Documentation and Reporting

After completing the pitot tube measurements, record the following data on the startup sheet or service report:

  • Date and time of measurement
  • Ambient temperature and humidity (inside and outside the cooler)
  • Velocity pressure readings (three averages)
  • Calculated CFM
  • Manufacturer’s target CFM
  • Static pressure across the coil (if measured)
  • Manometer model and calibration date
  • Any anomalies observed (e.g., dirty filter, loose fan blade)

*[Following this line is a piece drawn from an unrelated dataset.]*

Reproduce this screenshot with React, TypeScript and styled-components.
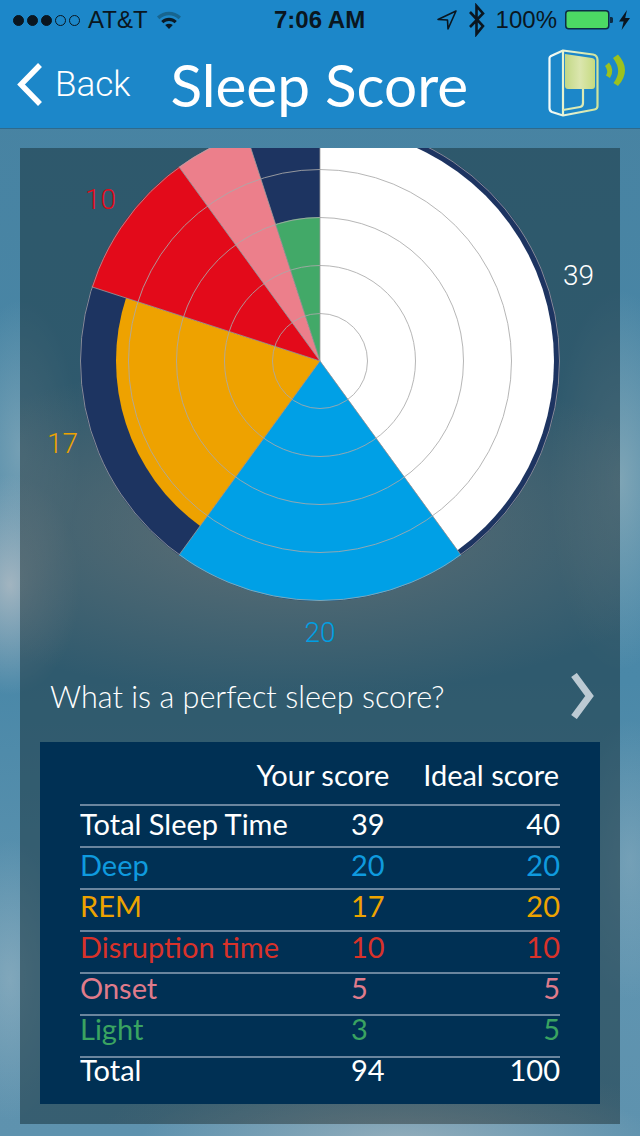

This documentation is critical for warranty claims, health inspections, and future troubleshooting. If the system is part of a larger facility, share the report with the building engineer or facility manager.

Practical Takeaway

Mastering digital pitot tube setup on a walk-in cooler startup ensures the evaporator fan delivers the correct airflow for efficient cooling and good indoor air quality. Always verify your manometer calibration, insert the pitot tube correctly, and measure in a straight, undisturbed airstream. When readings fall outside the ±10% tolerance, do not hesitate to call a senior technician—airflow problems that go unaddressed can lead to compressor failure, mold growth, and costly food spoilage. For further reference, consult the ASHRAE Standard 62.1 for ventilation requirements and the EPA’s Indoor Air Quality guidelines for commercial food storage environments.